Here are ten tips (I love tip lists!) for practicing responsible, relational honesty in your context:
- Be a leader that people can be honest with. Strive to be confident and calm enough that other people can tell you the truth, face to face, and you can hear it – and maybe even learn from it. Be able to admit when you’ve been wrong.
- Pick your battles. Some things are worth being honest about, and other things aren’t. If you’re not sure, sleep on it or ask colleagues for their perspective. Many things can be let go.
- Have the difficult conversation. Sleep on it… but not for a month! Get to the point, be directive, and don’t apologize. Preserve the good of your congregation above the feelings of individuals. Convey to the other person, despite the difficult topic, what you value about them as part of the conversation.
- Trust that your relationships with your leaders and congregation can withstand some bumpy roads. If you don’t trust that this is the case, visit, visit, visit your people to build up that trust. Or start looking for another job.
- Don’t try to have an honest conversation with an irrational, possibly crazy, person. They. Will. Always. Win. Set boundaries and expectations, then stick to them.
- Affirm, congratulate, and say “thank you” much more often than you correct, instruct, or criticize.
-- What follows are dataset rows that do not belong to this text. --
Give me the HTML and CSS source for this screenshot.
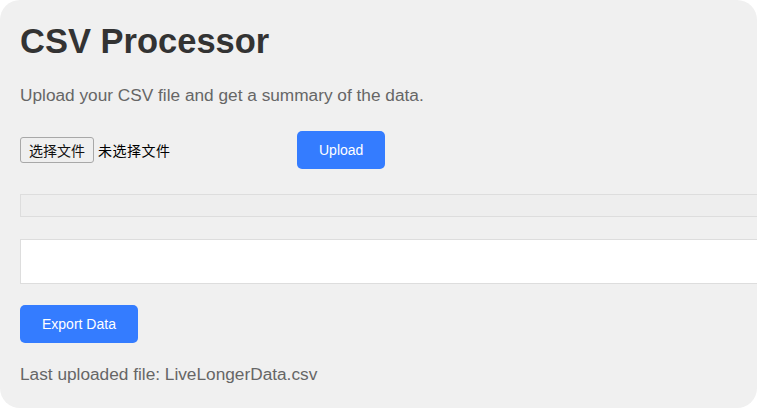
FILE: index.html
```html
<!DOCTYPE html>
<html lang="zh">
<head>
<meta charset="utf-8">
<title>CSV Processor</title>
<link rel="stylesheet" href="styles.css">
</head>
<body>
<div class="app">
  <h1 class="title">CSV Processor</h1>
  <p class="intro">Upload your CSV file and get a summary of the data.</p>
  <div class="upload-row">
    <label class="file-picker">
      <span class="file-btn">选择文件</span>
      <span class="file-name">未选择文件</span>
    </label>
    <button class="btn">Upload</button>
  </div>
  <div class="progress"></div>
  <div class="results"></div>
  <button class="btn">Export Data</button>
  <p class="last-file">Last uploaded file: LiveLongerData.csv</p>
</div>
</body>
</html>
```
FILE: styles.css
```css
html, body {
  margin: 0;
  padding: 0;
  background: #ffffff;
}

.app {
  box-sizing: border-box;
  width: 757px;
  height: 408px;
  padding: 23px 20px 0 20px;
  background: #f0f0f0;
  border-radius: 20px;
  overflow: hidden;
  font-family: "Liberation Sans", Arial, sans-serif;
}

.title {
  margin: 0;
  font-size: 34.5px;
  line-height: 36px;
  font-weight: bold;
  color: #333333;
}

.intro {
  margin: 27px 0 0 0;
  font-size: 17.25px;
  line-height: 18px;
  color: #666666;
}

.upload-row {
  display: flex;
  align-items: center;
  margin-top: 27px;
  height: 38px;
}

.file-picker {
  display: flex;
  align-items: center;
  width: 277px;
  font-family: "Noto Sans CJK SC", "Liberation Sans", sans-serif;
  font-size: 14px;
  color: #000000;
}

.file-btn {
  box-sizing: border-box;
  height: 26px;
  width: 74px;
  padding: 2px 0;
  line-height: 20px;
  text-align: center;
  background: #efefef;
  border: 1px solid #a8a8a8;
  border-radius: 3px;
  color: #111111;
}

.file-name {
  margin-left: 4px;
  line-height: 20px;
  letter-spacing: 0.5px;
}

.btn {
  box-sizing: border-box;
  height: 38px;
  padding: 0 22px;
  border: none;
  border-radius: 5px;
  background: #347cff;
  color: #ffffff;
  font-family: "Liberation Sans", Arial, sans-serif;
  font-size: 14px;
}

.progress {
  box-sizing: border-box;
  width: 760px;
  height: 23px;
  margin-top: 25px;
  background: #eeeeee;
  border: 1px solid #dddddd;
}

.results {
  box-sizing: border-box;
  width: 760px;
  height: 45px;
  margin-top: 22px;
  margin-bottom: 21px;
  background: #ffffff;
  border: 1px solid #dddddd;
}

.last-file {
  margin: 22px 0 0 0;
  font-size: 17.25px;
  line-height: 18px;
  color: #666666;
}
```
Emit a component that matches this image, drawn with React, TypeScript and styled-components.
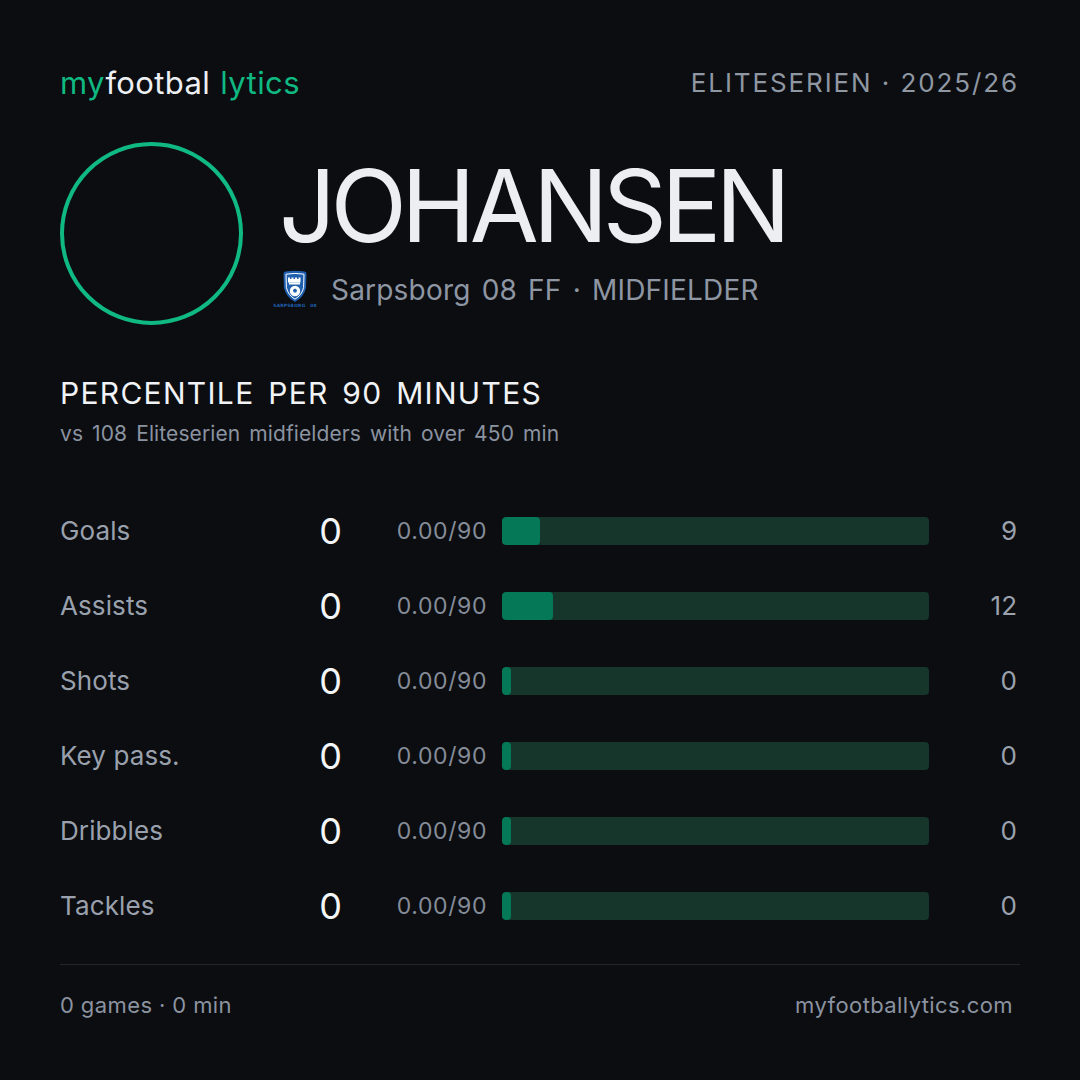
import styled, { createGlobalStyle } from "styled-components";

const GlobalStyle = createGlobalStyle`
  html, body {
    margin: 0;
    padding: 0;
    background: #0b0d11;
  }
  * {
    box-sizing: border-box;
  }
`

const Page = styled.div`
  width: 1080px;
  height: 1080px;
  padding: 0 60px;
  background: #0b0d11;
  font-family: Inter, "Noto Sans", sans-serif;
  display: flex;
  flex-direction: column;
  overflow: hidden;
`
const TopBar = styled.header`
  height: 40px;
  margin-top: 62px;
  display: flex;
  align-items: center;
  justify-content: space-between;
`
const Logo = styled.div`
  font-size: 31px;
  letter-spacing: 0.4px;
  display: flex;
  gap: 10px;
`
const LogoPart = styled.span<{ $green?: boolean }>`
  color: ${props => props.$green ? "#10b981" : "#eef0f3"};
`
const Season = styled.div`
  font-size: 26px;
  letter-spacing: 1.9px;
  color: #8f97a3;
  margin-right: 1px;
`
const Profile = styled.section`
  margin-top: 40px;
  display: flex;
  align-items: center;
  gap: 36px;
`
const Avatar = styled.div`
  width: 183px;
  height: 183px;
  border-radius: 50%;
  border: 4px solid #10b981;
  flex-shrink: 0;
`
const Info = styled.div`
  display: flex;
  flex-direction: column;
  gap: 14px;
  margin-top: -2px;
`
const Name = styled.h1`
  margin: 0;
  font-size: 100px;
  line-height: 100px;
  font-weight: 400;
  color: #eceef2;
  letter-spacing: -5.7px;
`
const Club = styled.div`
  display: flex;
  align-items: center;
  gap: 14px;
  margin-left: -6px;
  font-size: 28px;
  color: #8e96a3;
  word-spacing: 3px;
  letter-spacing: 0.2px;
`
const SectionTitle = styled.h2`
  margin: 50px 0 0;
  font-size: 30px;
  line-height: 36px;
  font-weight: 400;
  letter-spacing: 1.3px;
  word-spacing: 4px;
  color: #f1f3f6;
`
const Subtitle = styled.p`
  margin: 10px 0 0;
  font-size: 21px;
  line-height: 26px;
  color: #8b93a0;
  word-spacing: 3px;
  letter-spacing: 0.1px;
`
const Stats = styled.div`
  margin-top: 46px;
  display: flex;
  flex-direction: column;
`
const Row = styled.div`
  height: 75px;
  display: grid;
  grid-template-columns: 200px 83px 144px 1fr 91px;
  align-items: center;
`
const Label = styled.span`
  font-size: 26px;
  color: #9aa1ad;
  letter-spacing: 0.1px;
`
const Value = styled.span`
  font-size: 36px;
  color: #f4f5f7;
  text-align: right;
  margin-right: 1px;
`
const Per90 = styled.span`
  font-size: 23px;
  color: #858c98;
  text-align: right;
  letter-spacing: 0.6px;
`
const Track = styled.div`
  margin-left: 15px;
  height: 28px;
  border-radius: 4px;
  background: #16352b;
  overflow: hidden;
`
const Fill = styled.div`
  height: 100%;
  min-width: 9px;
  border-radius: 4px;
  background: #047857;
`
const Pct = styled.span`
  font-size: 26px;
  color: #9aa1ad;
  text-align: right;
  margin-right: 3px;
`
const Divider = styled.hr`
  margin: 21px 0 0;
  border: none;
  height: 1px;
  background: #22252d;
`
const Footer = styled.footer`
  margin-top: 26px;
  display: flex;
  justify-content: space-between;
  font-size: 22px;
  line-height: 28px;
  letter-spacing: 0.4px;
  color: #8b93a0;
`
const FooterRight = styled.span`
  margin-right: 7px;
`

const Badge = () => (
  <svg width="44" height="40" viewBox="0 0 44 40">
    <path d="M10.5 4 Q10.5 2 12.5 1.6 Q22 -0.2 31.5 1.6 Q33.5 2 33.5 4 L33 18 Q31 27 22 32 Q13 27 11 18 Z" fill="#1f5fae" />
    <path d="M13 4.2 Q22 2.6 31 4.2 L30.6 17.5 Q29 25 22 29.2 Q15 25 13.4 17.5 Z" fill="none" stroke="#ffffff" strokeWidth="1" />
    <path d="M15 7.5 h2 v1.5 h1.5 v-1.5 h2 v1.5 h1.5 v-1.5 h2 v1.5 h1.5 v-1.5 h2 v5 h-12.5 z" fill="#ffffff" />
    <rect x="16" y="12.5" width="11" height="2" fill="#ffffff" />
    <circle cx="22" cy="21" r="5.2" fill="#ffffff" />
    <path d="M22 18.6 l2.1 1.5 -0.8 2.4 h-2.6 l-0.8 -2.4 z" fill="#1f5fae" />
    <text x="22" y="37" textAnchor="middle" fontSize="4.4" fontWeight="700" fill="#1f5fae" fontFamily="'DejaVu Sans', sans-serif">SARPSBORG 08</text>
  </svg>
)

type Stat = {
  label: string
  value: number
  per90: string
  pct: number
}

const stats: Stat[] = [
  { label: "Goals", value: 0, per90: "0.00/90", pct: 9 },
  { label: "Assists", value: 0, per90: "0.00/90", pct: 12 },
  { label: "Shots", value: 0, per90: "0.00/90", pct: 0 },
  { label: "Key pass.", value: 0, per90: "0.00/90", pct: 0 },
  { label: "Dribbles", value: 0, per90: "0.00/90", pct: 0 },
  { label: "Tackles", value: 0, per90: "0.00/90", pct: 0 },
]

const App = () => {
  return (
    <>
      <GlobalStyle />
      <Page>
        <TopBar>
          <Logo>
            <span>
              <LogoPart $green>my</LogoPart>
              <LogoPart>footbal</LogoPart>
            </span>
            <LogoPart $green>lytics</LogoPart>
          </Logo>
          <Season>ELITESERIEN · 2025/26</Season>
        </TopBar>

        <Profile>
          <Avatar />
          <Info>
            <Name>JOHANSEN</Name>
            <Club>
              <Badge />
              <span>Sarpsborg 08 FF · MIDFIELDER</span>
            </Club>
          </Info>
        </Profile>

        <SectionTitle>PERCENTILE PER 90 MINUTES</SectionTitle>
        <Subtitle>vs 108 Eliteserien midfielders with over 450 min</Subtitle>

        <Stats>
          {stats.map(s => (
            <Row key={s.label}>
              <Label>{s.label}</Label>
              <Value>{s.value}</Value>
              <Per90>{s.per90}</Per90>
              <Track>
                <Fill style={{ width: `${s.pct}%` }} />
              </Track>
              <Pct>{s.pct}</Pct>
            </Row>
          ))}
        </Stats>

        <Divider />
        <Footer>
          <span>0 games · 0 min</span>
          <FooterRight>myfootballytics.com</FooterRight>
        </Footer>
      </Page>
    </>
  );
};

export default App;
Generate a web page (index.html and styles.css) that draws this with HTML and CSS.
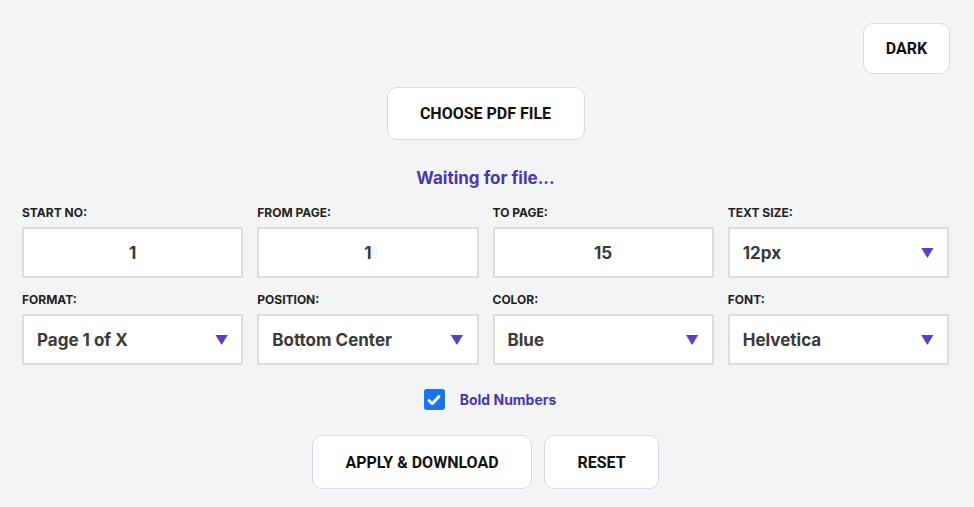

- Stay with your emotions and don’t try to stifle them: admitting your sadness, nervousness, or anger can help you set aside fear and rigidity.
- Show some vulnerability. Say “I don’t know” sometimes. Don’t be the pastor who always has the answers. Ask for help when you need it. Tell people when you’re having a bad day, when you disagree, or that you are going to turn down that piece of cake, thank you.
- Practice truth-telling with your church board. Appoint someone to play devil’s advocate for important conversations. Go around the table and ask people to share their perspective on an issue. Ask them, “What would you do if you were in my position?”
- And how to fire that staff person: Well, there’s no formula for this one because so many factors can be in play. Before taking action, talk to your mentor or colleagues. But don’t wait too long!
The old adage goes “Speak the truth in love,” but we often forget the rest of the verse: “But speaking the truth in love, we must grow up in every way into him who is the head, into Christ,” (Ephesians 4:15). Speaking the truth, first, is about seeking Christ and growing as part of his Body. Not about being righteous, confident, corrective, or even caring; but aspiring to “grow up into Christ.” Honesty is a spiritual discipline. Sometimes we get it right, sometimes we get it wrong. But the most healthy and holy honesty brings us closer to God and to one another, rather than pushing us apart. And that’s why, really, we should never be afraid of it.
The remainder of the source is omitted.